In 2021, the park underwent $520,000 in renovations funded in part by the National Basketball Players Association and the New York City Department of Parks and Recreation. The court was resurfaced, the facilities upgraded. In 2025, Congress designated Rucker Park a National Commemorative Site, recognizing its importance to the development of basketball and honoring the legacy of Holcombe Rucker. Beyond the basketball court, the park includes a baseball field, handball courts, a children's playground, and a spray shower. But it is the rectangle of asphalt between 155th Street and Frederick Douglass Boulevard that draws people from around the world.
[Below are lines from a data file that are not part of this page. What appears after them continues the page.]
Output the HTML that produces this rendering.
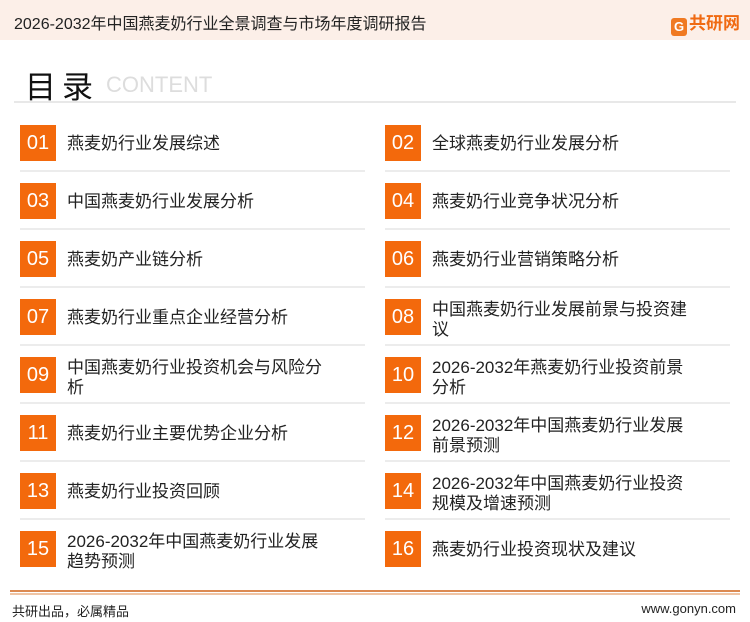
<!DOCTYPE html>
<html><head><meta charset="utf-8"><style>
*{margin:0;padding:0;box-sizing:border-box}
body{width:750px;height:622px;background:#fff;font-family:"Liberation Sans","Noto Sans CJK SC",sans-serif;position:relative;overflow:hidden;color:#222}
.hd{position:absolute;left:0;top:0;width:750px;height:40px;background:#fcefe8}
.hd .t{position:absolute;left:14px;top:10px;font-size:16px;color:#222}
.logo{position:absolute;right:10px;top:9px;font-size:17px;font-weight:bold;color:#f06a12}
.logo span{display:inline-block;width:16px;height:18px;background:#f07a22;border-radius:3px;color:#fff;font-size:13px;text-align:center;line-height:18px;margin-right:2px;vertical-align:-2px}
.ti{position:absolute;left:25px;top:62px;font-size:31px;color:#111;letter-spacing:6px}
.ce{position:absolute;left:106px;top:72px;font-size:22px;color:#ddd}
.hl{position:absolute;left:14px;top:101px;width:722px;height:2px;background:#e8e8e8}
.it{position:absolute;height:36px}
.b{position:absolute;left:0;top:0;width:36px;height:36px;background:#f3690c;color:#fff;font-size:20px;text-align:center;line-height:36px}
.tx{position:absolute;left:47px;font-size:17px;line-height:20px;white-space:nowrap;color:#222}
.s{top:9px}.d{top:1px}
.ln{position:absolute;height:2px;background:#ececec;width:345px}
.fl{position:absolute;left:10px;top:590px;width:730px;height:2px;background:#dc8a52}
.fl2{position:absolute;left:10px;top:593px;width:730px;height:2px;background:#efc4a4}
.ft{position:absolute;top:601px;font-size:13px;color:#222}
</style></head><body>
<div class="hd"><div class="t">2026-2032年中国燕麦奶行业全景调查与市场年度调研报告</div><div class="logo"><span>G</span>共研网</div></div>
<div class="ti">目录</div><div class="ce">CONTENT</div>
<div class="hl"></div>

<div class="it" style="left:20px;top:125px"><div class="b">01</div><div class="tx s">燕麦奶行业发展综述</div></div>
<div class="it" style="left:385px;top:125px"><div class="b">02</div><div class="tx s">全球燕麦奶行业发展分析</div></div>
<div class="it" style="left:20px;top:183px"><div class="b">03</div><div class="tx s">中国燕麦奶行业发展分析</div></div>
<div class="it" style="left:385px;top:183px"><div class="b">04</div><div class="tx s">燕麦奶行业竞争状况分析</div></div>
<div class="it" style="left:20px;top:241px"><div class="b">05</div><div class="tx s">燕麦奶产业链分析</div></div>
<div class="it" style="left:385px;top:241px"><div class="b">06</div><div class="tx s">燕麦奶行业营销策略分析</div></div>
<div class="it" style="left:20px;top:299px"><div class="b">07</div><div class="tx s">燕麦奶行业重点企业经营分析</div></div>
<div class="it" style="left:385px;top:299px"><div class="b">08</div><div class="tx d">中国燕麦奶行业发展前景与投资建<br>议</div></div>
<div class="it" style="left:20px;top:357px"><div class="b">09</div><div class="tx d">中国燕麦奶行业投资机会与风险分<br>析</div></div>
<div class="it" style="left:385px;top:357px"><div class="b">10</div><div class="tx d">2026-2032年燕麦奶行业投资前景<br>分析</div></div>
<div class="it" style="left:20px;top:415px"><div class="b">11</div><div class="tx s">燕麦奶行业主要优势企业分析</div></div>
<div class="it" style="left:385px;top:415px"><div class="b">12</div><div class="tx d">2026-2032年中国燕麦奶行业发展<br>前景预测</div></div>
<div class="it" style="left:20px;top:473px"><div class="b">13</div><div class="tx s">燕麦奶行业投资回顾</div></div>
<div class="it" style="left:385px;top:473px"><div class="b">14</div><div class="tx d">2026-2032年中国燕麦奶行业投资<br>规模及增速预测</div></div>
<div class="it" style="left:20px;top:531px"><div class="b">15</div><div class="tx d">2026-2032年中国燕麦奶行业发展<br>趋势预测</div></div>
<div class="it" style="left:385px;top:531px"><div class="b">16</div><div class="tx s">燕麦奶行业投资现状及建议</div></div>

<div class="ln" style="left:20px;top:170px"></div><div class="ln" style="left:385px;top:170px"></div>
<div class="ln" style="left:20px;top:228px"></div><div class="ln" style="left:385px;top:228px"></div>
<div class="ln" style="left:20px;top:286px"></div><div class="ln" style="left:385px;top:286px"></div>
<div class="ln" style="left:20px;top:344px"></div><div class="ln" style="left:385px;top:344px"></div>
<div class="ln" style="left:20px;top:402px"></div><div class="ln" style="left:385px;top:402px"></div>
<div class="ln" style="left:20px;top:460px"></div><div class="ln" style="left:385px;top:460px"></div>
<div class="ln" style="left:20px;top:518px"></div><div class="ln" style="left:385px;top:518px"></div>

<div class="fl"></div><div class="fl2"></div>
<div class="ft" style="left:12px">共研出品，必属精品</div>
<div class="ft" style="right:14px">www.gonyn.com</div>
</body></html>
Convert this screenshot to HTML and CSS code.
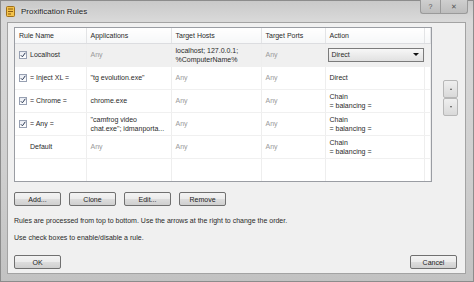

On summer evenings, when the bleachers fill and the games begin, the court becomes what it has always been: a place where talent speaks louder than credentials, where the moves that redefined professional basketball were first attempted by players whose names you might never hear on television, and where a teacher's belief that sport could change lives proved more durable than he lived to see.
Located at 40.8296N, 73.9365W at 155th Street and Frederick Douglass Boulevard in Harlem, Upper Manhattan. Best viewed from 2,000-3,000 feet AGL. The park is a small green rectangle in the dense urban grid of northern Manhattan, near the Harlem River and Coogan's Bluff. The Polo Grounds Towers housing complex is nearby. Yankee Stadium is visible across the Harlem River to the northeast. Nearby airports: KLGA (LaGuardia) 5nm east, KTEB (Teterboro) 7nm northwest.